** JOB **
Output the entries word for word. Omit images.

** TASK DATA **
>>
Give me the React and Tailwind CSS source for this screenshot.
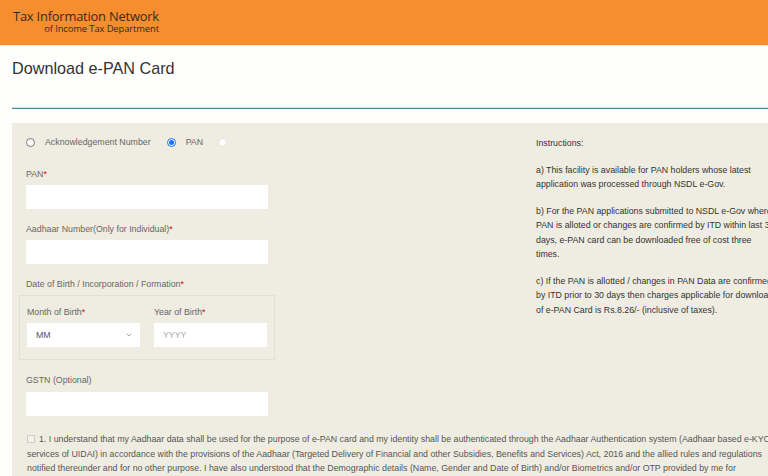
import { ChevronDown } from "lucide-react";

const FONT = { fontFamily: '"Liberation Sans", Arial, sans-serif' };

function Label({ children, required }) {
  return (
    <div className="text-[8.8px] leading-[12px] text-[#666]">
      {children}
      {required && <span className="text-[#d00]">*</span>}
    </div>
  );
}

function TextBox({ placeholder, className = "" }) {
  return (
    <div className={`flex h-[24px] items-center bg-white px-[9px] text-[8.8px] text-[#aaa] ${className}`}>
      {placeholder}
    </div>
  );
}

function Radio({ checked, faded }) {
  if (checked)
    return (
      <span className="flex h-[9px] w-[9px] items-center justify-center rounded-full border border-[#1a73e8] bg-white">
        <span className="block h-[5px] w-[5px] rounded-full bg-[#1a73e8]" />
      </span>
    );
  return (
    <span
      className={`block h-[9px] w-[9px] rounded-full border bg-white ${faded ? "border-[#e2e0d4]" : "border-[#777]"}`}
    />
  );
}

export default function App() {
  return (
    <div className="h-[476px] w-[768px] overflow-hidden bg-[#fefefd]" style={FONT}>
      {/* orange header with the TIN wordmark */}
      <header className="h-[46px] border-b border-[#fbe3c8] bg-[#f68d2e]">
        <div className="inline-flex flex-col items-end pl-[13px] pt-[10px] text-[#3a2a1e]" style={{ fontFamily: '"Open Sans", sans-serif' }}>
          <span className="text-[12.9px] font-medium leading-[13px] tracking-[-0.2px]">Tax Information Network</span>
          <span className="text-[9.4px] font-medium leading-[11px] tracking-[-0.1px]">of Income Tax Department</span>
        </div>
      </header>

      <div className="pl-[12px]">
        <h1 className="pt-[12px] text-[16.2px] leading-[20px] text-[#333]">Download e-PAN Card</h1>
        <div className="mt-[29px] h-[2px] border-t border-[#cfe6e6] bg-[#45918f]" />

        <div className="mt-[14px] w-[800px] bg-[#efede1] pt-[13px]">
          <div className="flex">
            <div className="w-[510px] pl-[14px]">
              <div className="flex items-center text-[8.8px] text-[#666]">
                <Radio />
                <span className="ml-[10px]">Acknowledgement Number</span>
                <span className="ml-[16px]"><Radio checked /></span>
                <span className="ml-[10px]">PAN</span>
                <span className="ml-[15px]"><Radio faded /></span>
              </div>

              <div className="mt-[19px]"><Label required>PAN</Label></div>
              <TextBox className="mt-[5px] w-[242px]" />

              <div className="mt-[14px]"><Label required>Aadhaar Number(Only for Individual)</Label></div>
              <TextBox className="mt-[5px] w-[242px]" />

              <div className="mt-[14px]"><Label required>Date of Birth / Incorporation / Formation</Label></div>
              <div className="-ml-[7px] mt-[5px] w-[256px] border border-[#e3e0d2] px-[7px] pb-[12px] pt-[10px]">
                <div className="flex gap-[14px]">
                  <div>
                    <Label required>Month of Birth</Label>
                    <div className="mt-[5px] flex h-[24px] w-[113px] items-center justify-between bg-white pl-[9px] pr-[7px] text-[8.8px] text-[#555]">
                      MM
                      <ChevronDown size={8} strokeWidth={2} className="text-[#777]" />
                    </div>
                  </div>
                  <div>
                    <Label required>Year of Birth</Label>
                    <TextBox placeholder="YYYY" className="mt-[5px] w-[113px]" />
                  </div>
                </div>
              </div>

              <div className="mt-[14px]"><Label>GSTN (Optional)</Label></div>
              <TextBox className="mt-[6px] w-[242px]" />
            </div>

            {/* instructions column, runs past the window edge */}
            <div className="ml-[14px] w-[240px] text-[8.8px] leading-[14.5px] text-[#333]">
              <p className="mb-[12px]">Instructions:</p>
              <p className="mb-[12px]">a) This facility is available for PAN holders whose latest application was processed through NSDL e-Gov.</p>
              <p className="mb-[12px]">
                b) For the PAN applications submitted to NSDL e-Gov where PAN is alloted or changes are confirmed by ITD within last 30 days, e-PAN card can be downloaded free of cost three times.
              </p>
              <p>
                c) If the PAN is allotted / changes in PAN Data are confirmed by ITD prior to 30 days then charges applicable for download of e-PAN Card is Rs.8.26/- (inclusive of taxes).
              </p>
            </div>
          </div>

          <p className="mt-[16px] w-[765px] pl-[15px] text-[8.8px] leading-[14.5px] text-[#555]">
            <span className="mr-[4px] inline-block h-[8px] w-[8px] border border-[#cfcdc4] bg-[#f4f3ee] align-[-1px]" />
            1. I understand that my Aadhaar data shall be used for the purpose of e-PAN card and my identity shall be authenticated through the Aadhaar Authentication system (Aadhaar based e-KYC services of UIDAI) in accordance with the provisions of the Aadhaar (Targeted Delivery of Financial and other Subsidies, Benefits and Services) Act, 2016 and the allied rules and regulations notified thereunder and for no other purpose. I have also understood that the Demographic details (Name, Gender and Date of Birth) and/or Biometrics and/or OTP provided by me for authentication shall be used only for authenticating my identity through the Aadhaar Authentication system for that specific transaction and for no other purposes.
          </p>
        </div>
      </div>
    </div>
  );
}
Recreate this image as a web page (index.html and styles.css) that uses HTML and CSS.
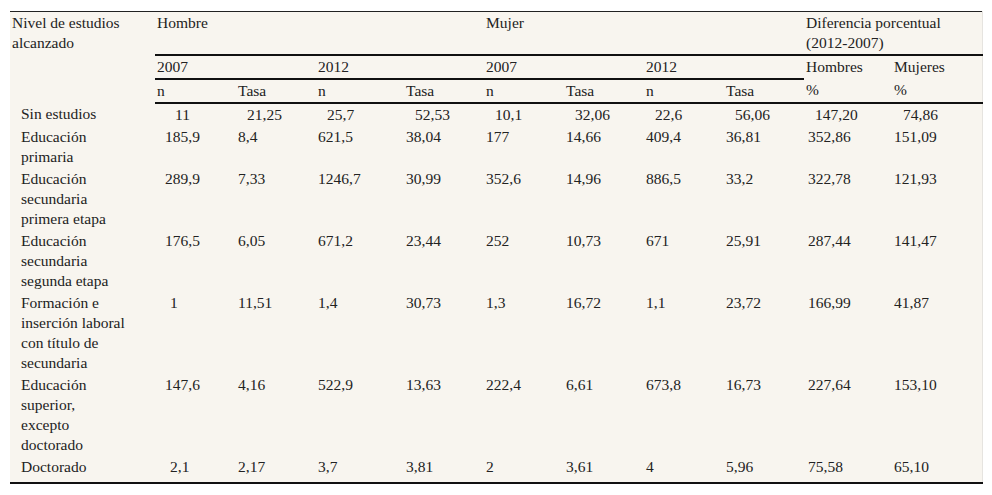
<<
** WORKED SOLUTION **
Give me the React and Tailwind CSS source for this screenshot.
import { ChevronDown } from "lucide-react";

const FONT = { fontFamily: '"Liberation Sans", Arial, sans-serif' };

function Label({ children, required }) {
  return (
    <div className="text-[8.8px] leading-[12px] text-[#666]">
      {children}
      {required && <span className="text-[#d00]">*</span>}
    </div>
  );
}

function TextBox({ placeholder, className = "" }) {
  return (
    <div className={`flex h-[24px] items-center bg-white px-[9px] text-[8.8px] text-[#aaa] ${className}`}>
      {placeholder}
    </div>
  );
}

function Radio({ checked, faded }) {
  if (checked)
    return (
      <span className="flex h-[9px] w-[9px] items-center justify-center rounded-full border border-[#1a73e8] bg-white">
        <span className="block h-[5px] w-[5px] rounded-full bg-[#1a73e8]" />
      </span>
    );
  return (
    <span
      className={`block h-[9px] w-[9px] rounded-full border bg-white ${faded ? "border-[#e2e0d4]" : "border-[#777]"}`}
    />
  );
}

export default function App() {
  return (
    <div className="h-[476px] w-[768px] overflow-hidden bg-[#fefefd]" style={FONT}>
      {/* orange header with the TIN wordmark */}
      <header className="h-[46px] border-b border-[#fbe3c8] bg-[#f68d2e]">
        <div className="inline-flex flex-col items-end pl-[13px] pt-[10px] text-[#3a2a1e]" style={{ fontFamily: '"Open Sans", sans-serif' }}>
          <span className="text-[12.9px] font-medium leading-[13px] tracking-[-0.2px]">Tax Information Network</span>
          <span className="text-[9.4px] font-medium leading-[11px] tracking-[-0.1px]">of Income Tax Department</span>
        </div>
      </header>

      <div className="pl-[12px]">
        <h1 className="pt-[12px] text-[16.2px] leading-[20px] text-[#333]">Download e-PAN Card</h1>
        <div className="mt-[29px] h-[2px] border-t border-[#cfe6e6] bg-[#45918f]" />

        <div className="mt-[14px] w-[800px] bg-[#efede1] pt-[13px]">
          <div className="flex">
            <div className="w-[510px] pl-[14px]">
              <div className="flex items-center text-[8.8px] text-[#666]">
                <Radio />
                <span className="ml-[10px]">Acknowledgement Number</span>
                <span className="ml-[16px]"><Radio checked /></span>
                <span className="ml-[10px]">PAN</span>
                <span className="ml-[15px]"><Radio faded /></span>
              </div>

              <div className="mt-[19px]"><Label required>PAN</Label></div>
              <TextBox className="mt-[5px] w-[242px]" />

              <div className="mt-[14px]"><Label required>Aadhaar Number(Only for Individual)</Label></div>
              <TextBox className="mt-[5px] w-[242px]" />

              <div className="mt-[14px]"><Label required>Date of Birth / Incorporation / Formation</Label></div>
              <div className="-ml-[7px] mt-[5px] w-[256px] border border-[#e3e0d2] px-[7px] pb-[12px] pt-[10px]">
                <div className="flex gap-[14px]">
                  <div>
                    <Label required>Month of Birth</Label>
                    <div className="mt-[5px] flex h-[24px] w-[113px] items-center justify-between bg-white pl-[9px] pr-[7px] text-[8.8px] text-[#555]">
                      MM
                      <ChevronDown size={8} strokeWidth={2} className="text-[#777]" />
                    </div>
                  </div>
                  <div>
                    <Label required>Year of Birth</Label>
                    <TextBox placeholder="YYYY" className="mt-[5px] w-[113px]" />
                  </div>
                </div>
              </div>

              <div className="mt-[14px]"><Label>GSTN (Optional)</Label></div>
              <TextBox className="mt-[6px] w-[242px]" />
            </div>

            {/* instructions column, runs past the window edge */}
            <div className="ml-[14px] w-[240px] text-[8.8px] leading-[14.5px] text-[#333]">
              <p className="mb-[12px]">Instructions:</p>
              <p className="mb-[12px]">a) This facility is available for PAN holders whose latest application was processed through NSDL e-Gov.</p>
              <p className="mb-[12px]">
                b) For the PAN applications submitted to NSDL e-Gov where PAN is alloted or changes are confirmed by ITD within last 30 days, e-PAN card can be downloaded free of cost three times.
              </p>
              <p>
                c) If the PAN is allotted / changes in PAN Data are confirmed by ITD prior to 30 days then charges applicable for download of e-PAN Card is Rs.8.26/- (inclusive of taxes).
              </p>
            </div>
          </div>

          <p className="mt-[16px] w-[765px] pl-[15px] text-[8.8px] leading-[14.5px] text-[#555]">
            <span className="mr-[4px] inline-block h-[8px] w-[8px] border border-[#cfcdc4] bg-[#f4f3ee] align-[-1px]" />
            1. I understand that my Aadhaar data shall be used for the purpose of e-PAN card and my identity shall be authenticated through the Aadhaar Authentication system (Aadhaar based e-KYC services of UIDAI) in accordance with the provisions of the Aadhaar (Targeted Delivery of Financial and other Subsidies, Benefits and Services) Act, 2016 and the allied rules and regulations notified thereunder and for no other purpose. I have also understood that the Demographic details (Name, Gender and Date of Birth) and/or Biometrics and/or OTP provided by me for authentication shall be used only for authenticating my identity through the Aadhaar Authentication system for that specific transaction and for no other purposes.
          </p>
        </div>
      </div>
    </div>
  );
}
Recreate this image as a web page (index.html and styles.css) that uses HTML and CSS.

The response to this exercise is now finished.